- [Challenge]:
Copy the records below exactly, starting at the line that contains "Convert this screenshot" and ending at the line that contains "const [method, setMethod]"; leave out any pictures.

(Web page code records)
___

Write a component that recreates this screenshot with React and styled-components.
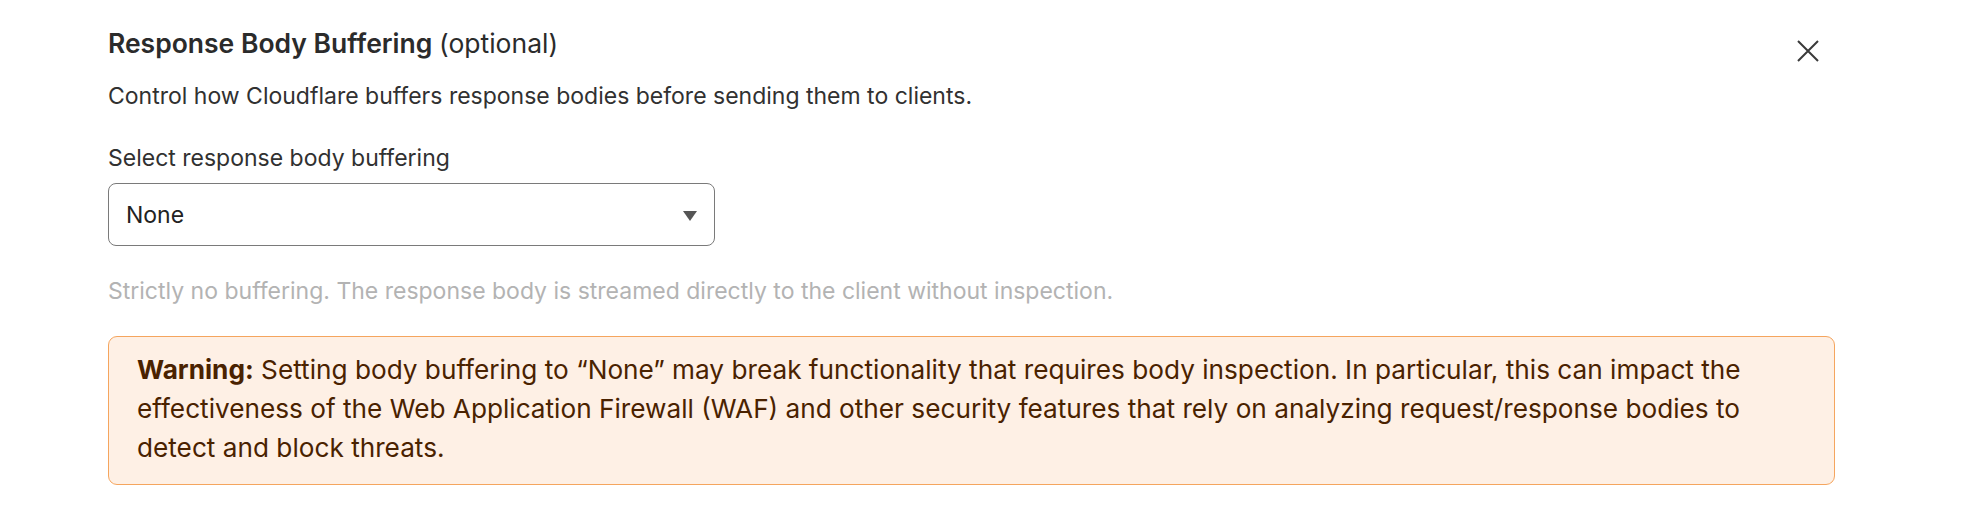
import { useState } from 'react'
import styled, { createGlobalStyle } from 'styled-components'

const GlobalStyle = createGlobalStyle`
  body {
    margin: 0;
    background: #ffffff;
    font-family: Inter, "Noto Sans", sans-serif;
    color: #313131;
  }
`

const Panel = styled.section`
  padding: 24px 126px 0 108px;
`

const Header = styled.div`
  display: flex;
  justify-content: space-between;
  align-items: flex-start;
`

const Title = styled.h2`
  margin: 0;
  font-size: 26.5px;
  line-height: 38px;
  font-weight: 600;
  color: #2b2b2b;
`

const Optional = styled.span`
  font-weight: 400;
`

const CloseButton = styled.button`
  background: transparent;
  border: none;
  padding: 0;
  margin: 16px 16px 0 0;
  width: 22px;
  height: 22px;
  cursor: pointer;
  color: #3a3a3a;
  display: flex;
`

const Description = styled.p`
  margin: 18px 0 0;
  font-size: 23px;
  line-height: 32px;
`

const Field = styled.div`
  margin-top: 30px;
  display: flex;
  flex-direction: column;
`

const Label = styled.label`
  font-size: 23px;
  line-height: 32px;
  color: #313131;
`

const SelectBox = styled.div`
  margin-top: 9px;
  width: 607px;
  height: 63px;
  box-sizing: border-box;
  border: 1px solid #7a7a7a;
  border-radius: 8px;
  display: flex;
  align-items: center;
  justify-content: space-between;
  padding: 0 17px;
  font-size: 23px;
  line-height: 32px;
  color: #222;
`

const Arrow = styled.span`
  width: 0;
  height: 0;
  margin-top: 2px;
  border-left: 7.5px solid transparent;
  border-right: 7.5px solid transparent;
  border-top: 10px solid #555;
`

const Helper = styled.p`
  margin: 29px 0 0;
  font-size: 23px;
  line-height: 32px;
  color: #b3b3b3;
`

const Warning = styled.div`
  margin-top: 29px;
  box-sizing: border-box;
  background: #fef0e5;
  border: 1px solid #f5a55e;
  border-radius: 9px;
  padding: 13px 60px 17px 28px;
  font-size: 26.2px;
  line-height: 39px;
  color: #4a2200;
`

const options = ['None', 'Standard', 'Full']

export default function App() {
  const [value] = useState(options[0])
  return (
    <>
      <GlobalStyle />
      <Panel>
        <Header>
          <Title>
            Response Body Buffering <Optional>(optional)</Optional>
          </Title>
          <CloseButton aria-label="Close">
            <svg width="22" height="22" viewBox="0 0 22 22" fill="none" stroke="currentColor" strokeWidth="2">
              <path d="M1 1 L21 21 M21 1 L1 21" />
            </svg>
          </CloseButton>
        </Header>
        <Description>
          Control how Cloudflare buffers response bodies before sending them to clients.
        </Description>
        <Field>
          <Label>Select response body buffering</Label>
          <SelectBox role="combobox">
            <span>{value}</span>
            <Arrow />
          </SelectBox>
          <Helper>
            Strictly no buffering. The response body is streamed directly to the client without inspection.
          </Helper>
        </Field>
        <Warning>
          <strong>Warning:</strong> Setting body buffering to “None” may break functionality that requires body
          inspection. In particular, this can impact the effectiveness of the Web Application Firewall (WAF) and
          other security features that rely on analyzing request/response bodies to detect and block threats.
        </Warning>
      </Panel>
    </>
  )
}
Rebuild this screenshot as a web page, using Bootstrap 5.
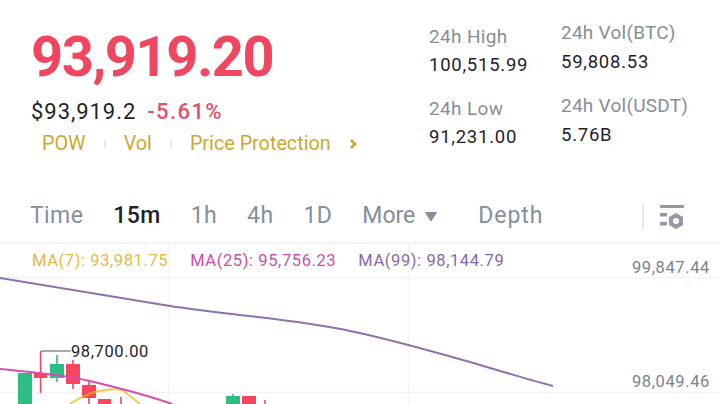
<!DOCTYPE html>
<html lang="en">
<head>
<meta charset="utf-8">
<title>Ticker</title>
<link href="https://cdn.jsdelivr.net/npm/bootstrap@5.3.0/dist/css/bootstrap.min.css" rel="stylesheet">
<style>
html,body{width:720px;height:404px;overflow:hidden;background:#fff}
body{font-family:"Roboto","Liberation Sans",sans-serif;color:#1e2329}
.head-zone{height:193px;padding:0 0 0 31px}
.price-col{width:398px}
.big-price{font-family:"Roboto",sans-serif;font-size:56px;font-weight:700;color:#f0465f;line-height:64px;letter-spacing:-1.4px;margin-top:25px;height:64px}
.sub-price{font-size:22px;line-height:28px;margin-top:9px;letter-spacing:.95px}
.sub-pct{color:#e2506a;margin-left:11px;letter-spacing:1.4px;font-weight:500}
.tag-row{font-size:19.8px;line-height:26px;color:#cfa72f;margin-top:5px;padding-left:11px}
.tag-sep{width:2px;height:8px;background:#e6e8ea;margin:0 18px}
.tag-chev{margin-left:18px}
.stat-col{margin-top:24px}
.stat-col-a{width:132px}
.stat-lab{font-size:19px;line-height:26px;color:#868e98;letter-spacing:.35px}
.stat-val{font-size:18.5px;line-height:26px;margin-top:2px;color:#1e2329;letter-spacing:.75px}
.stat-gap{height:18px}
.col-up{margin-top:20px}
.col-up .stat-lab{letter-spacing:.25px}
.col-up .stat-val{margin-top:3px}
.tab-bar{height:51px;padding:0 0 2px 30px;font-size:23px;color:#848e9c;border-bottom:2px solid #f2f3f4}
.tab-item{margin-right:30px;letter-spacing:.4px}
.tab-on{color:#1e2329;font-weight:500}
.tab-tri{margin-left:9px}
.tab-depth{margin-left:40px;letter-spacing:.9px}
.tab-line{width:2px;height:25px;background:#e6e8ea;margin-left:auto}
.tab-cfg{margin:0 36px 0 16px}
.chart-zone{height:160px;position:relative}
.chart-svg{display:block}
.ma-row{position:absolute;top:6px;left:32px;font-size:16.5px;line-height:22px;letter-spacing:.6px}
.ma-y{color:#e6b93f}.ma-p{color:#c94fa6;margin-left:22px}.ma-v{color:#8a68a8;margin-left:22px}
.axis-t{font-family:"Roboto",sans-serif;font-size:16.5px;fill:#7b838c;letter-spacing:.6px}
.hi-t{font-family:"Roboto",sans-serif;font-size:16.5px;fill:#1e2329;letter-spacing:.6px}
</style>
</head>
<body>
<div class="head-zone d-flex">
  <div class="price-col">
    <div class="big-price">93,919.20</div>
    <div class="sub-price">$93,919.2<span class="sub-pct">-5.61%</span></div>
    <div class="tag-row d-flex align-items-center">
      <span>POW</span><span class="tag-sep"></span><span>Vol</span><span class="tag-sep"></span><span>Price Protection</span>
      <svg class="tag-chev" width="9" height="12" viewBox="0 0 9 12"><path d="M2 2l4 4-4 4" fill="none" stroke="#cfa72f" stroke-width="2.8"/></svg>
    </div>
  </div>
  <div class="stat-col stat-col-a">
    <div class="stat-lab">24h High</div>
    <div class="stat-val">100,515.99</div>
    <div class="stat-gap"></div>
    <div class="stat-lab">24h Low</div>
    <div class="stat-val">91,231.00</div>
  </div>
  <div class="stat-col col-up">
    <div class="stat-lab">24h Vol(BTC)</div>
    <div class="stat-val">59,808.53</div>
    <div class="stat-gap"></div>
    <div class="stat-lab">24h Vol(USDT)</div>
    <div class="stat-val">5.76B</div>
  </div>
</div>
<div class="tab-bar d-flex align-items-center">
  <span class="tab-item">Time</span>
  <span class="tab-item tab-on">15m</span>
  <span class="tab-item">1h</span>
  <span class="tab-item">4h</span>
  <span class="tab-item">1D</span>
  <span>More</span>
  <svg class="tab-tri" width="14" height="10" viewBox="0 0 14 10"><path d="M1.500 .5h11l-5.500 8.500z" fill="#848e9c" stroke="#848e9c" stroke-linejoin="round"/></svg>
  <span class="tab-depth">Depth</span>
  <span class="tab-line"></span>
  <svg class="tab-cfg" width="24" height="24" viewBox="0 0 24 24">
    <path d="M0 0h24v3H0zM0 8h7v3.500H0zM0 17h7v3.500H0z" fill="#929aa5"/>
    <path d="M16 8l7 4v8l-7 4-7-4v-8z" fill="#929aa5"/>
    <circle cx="16" cy="16" r="3" fill="#fff"/>
  </svg>
</div>
<div class="chart-zone">
  <svg class="chart-svg" width="720" height="160" viewBox="0 244 720 160">
    <path d="M0 277.500H720M0 392.500H720M168.500 244V404M408.500 244V404" stroke="#f2f3f4" stroke-width="1.500" fill="none"/>
    <path d="M0 278C40 285 100 295 170 306C230 315 300 320 350 331C390 339 430 351 470 362C500 371 530 380 553 386" stroke="#9170ad" stroke-width="2" fill="none"/>
    <path d="M41 351H71" stroke="#848e9c" stroke-width="1.500" fill="none"/>
    <g fill="#2ebd85"><rect x="18" y="373" width="14" height="31"/><rect x="50" y="364" width="14" height="14"/><rect x="56.200" y="355" width="1.600" height="27"/><rect x="226" y="396" width="14" height="8"/><rect x="232" y="394" width="1.500" height="3"/></g>
    <g fill="#f6465d"><rect x="34" y="373" width="13" height="5"/><rect x="39.800" y="351" width="1.600" height="42"/><rect x="66" y="364" width="14" height="20"/><rect x="72.200" y="360" width="1.600" height="29"/><rect x="82" y="385" width="14" height="13"/><rect x="88.200" y="380" width="1.600" height="24"/><rect x="98" y="399" width="13" height="5"/><rect x="120.200" y="397" width="1.600" height="7"/><rect x="242" y="396" width="14" height="8"/><rect x="264.200" y="400" width="1.600" height="4"/></g>
    <path d="M70 404C82 396 95 391 105 390C112 389 118 389 122 390C128 394 134 399 140 404" stroke="#f0b90b" stroke-opacity=".75" stroke-width="2" fill="none"/>
    <path d="M0 369C30 372 60 374 90 381C115 387 145 394 172 404" stroke="#d44fb0" stroke-width="2" fill="none"/>
    <text class="hi-t" x="71" y="357">98,700.00</text>
    <text class="axis-t" x="632" y="273">99,847.44</text>
    <text class="axis-t" x="632" y="387">98,049.46</text>
  </svg>
  <div class="ma-row d-flex"><span class="ma-y">MA(7): 93,981.75</span><span class="ma-p">MA(25): 95,756.23</span><span class="ma-v">MA(99): 98,144.79</span></div>
</div>
<script src="https://cdn.jsdelivr.net/npm/bootstrap@5.3.0/dist/js/bootstrap.bundle.min.js"></script>
</body>
</html>
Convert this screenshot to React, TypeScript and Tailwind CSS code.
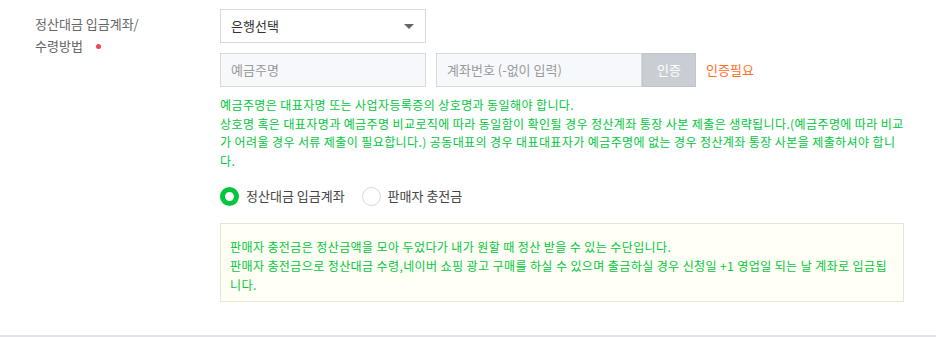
import { useState } from 'react'

export default function App() {
    const [method, setMethod] = useState<'account' | 'charge'>('account')

    return (
        <div className="w-[936px] h-[337px] bg-white text-[13px] text-[#333] font-['Noto_Sans_CJK_KR','Noto_Sans',sans-serif] flex flex-col">
            <div className="flex flex-1 pt-[9px]">
                {/* label */}
                <div className="w-[220px] pl-[35px] pt-[4px] text-[#666] leading-[22px]">
                    <div>정산대금 입금계좌/</div>
                    <div className="flex items-center">
                        수령방법
                        <span className="ml-[13px] w-[5px] h-[5px] rounded-full bg-[#f5424f]" />
                    </div>
                </div>

                {/* fields */}
                <div className="flex flex-col">
                    <div className="w-[206px] h-[34px] border border-[#d9d9dc] flex items-center justify-between pl-[10px] pr-[11px] text-[#333]">
                        <span>은행선택</span>
                        <span className="w-0 h-0 border-l-[5px] border-r-[5px] border-t-[5px] border-l-transparent border-r-transparent border-t-[#666]" />
                    </div>

                    <div className="flex items-center mt-[10px]">
                        <div className="w-[206px] h-[34px] border border-[#d9d9dc] bg-[#f7f8fb] flex items-center px-[10px] text-[#999]">
                            예금주명
                        </div>
                        <div className="ml-[10px] w-[206px] h-[34px] border border-[#d9d9dc] bg-[#f7f8fb] flex items-center px-[10px] text-[#999]">
                            계좌번호 (-없이 입력)
                        </div>
                        <button className="w-[54px] h-[34px] bg-[#c9cdd4] border border-[#c0c4cc] text-white">인증</button>
                        <span className="ml-[10px] text-[#ff6d1f]">인증필요</span>
                    </div>

                    <div className="mt-[9px] w-[690px] text-[12px] leading-[18.5px] tracking-[0.4px] break-all text-[#00c73c]">
                        <p>예금주명은 대표자명 또는 사업자등록증의 상호명과 동일해야 합니다.</p>
                        <p>
                            상호명 혹은 대표자명과 예금주명 비교로직에 따라 동일함이 확인될 경우 정산계좌 통장 사본 제출은 생략됩니다.(예금주명에 따라 비교가 어려울 경우 서류 제출이 필요합니다.) 공동대표의 경우 대표대표자가 예금주명에 없는 경우 정산계좌 통장 사본을 제출하셔야 합니다.
                        </p>
                    </div>

                    <div className="flex items-center mt-[16px] h-[20px]">
                        <label className="flex items-center cursor-pointer" onClick={() => setMethod('account')}>
                            <span
                                className={
                                    method === 'account'
                                        ? 'w-[19px] h-[19px] rounded-full border-[5px] border-[#00c73c] bg-white'
                                        : 'w-[19px] h-[19px] rounded-full border border-[#d9d9dc] bg-white'
                                }
                            />
                            <span className="ml-[7px] text-[#444]">정산대금 입금계좌</span>
                        </label>
                        <label className="flex items-center cursor-pointer ml-[17px]" onClick={() => setMethod('charge')}>
                            <span
                                className={
                                    method === 'charge'
                                        ? 'w-[19px] h-[19px] rounded-full border-[5px] border-[#00c73c] bg-white'
                                        : 'w-[19px] h-[19px] rounded-full border border-[#d9d9dc] bg-white'
                                }
                            />
                            <span className="ml-[7px] text-[#444]">판매자 충전금</span>
                        </label>
                    </div>

                    <div className="mt-[17px] w-[684px] border border-[#e6e6d8] bg-[#fffff5] px-[9px] pt-[13px] pb-[7px] text-[12px] leading-[19px] tracking-[0.4px] break-all text-[#00c73c]">
                        <p>판매자 충전금은 정산금액을 모아 두었다가 내가 원할 때 정산 받을 수 있는 수단입니다.</p>
                        <p>판매자 충전금으로 정산대금 수령,네이버 쇼핑 광고 구매를 하실 수 있으며 출금하실 경우 신청일 +1 영업일 되는 날 계좌로 입금됩니다.</p>
                    </div>
                </div>
            </div>
            <div className="h-[2px] bg-[#e2e2e8]" />
        </div>
    )
}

___

- [Output of the exercise]:
Convert this screenshot to React, TypeScript and Tailwind CSS code.
import { useState } from 'react'

export default function App() {
    const [method, setMethod] = useState<'account' | 'charge'>('account')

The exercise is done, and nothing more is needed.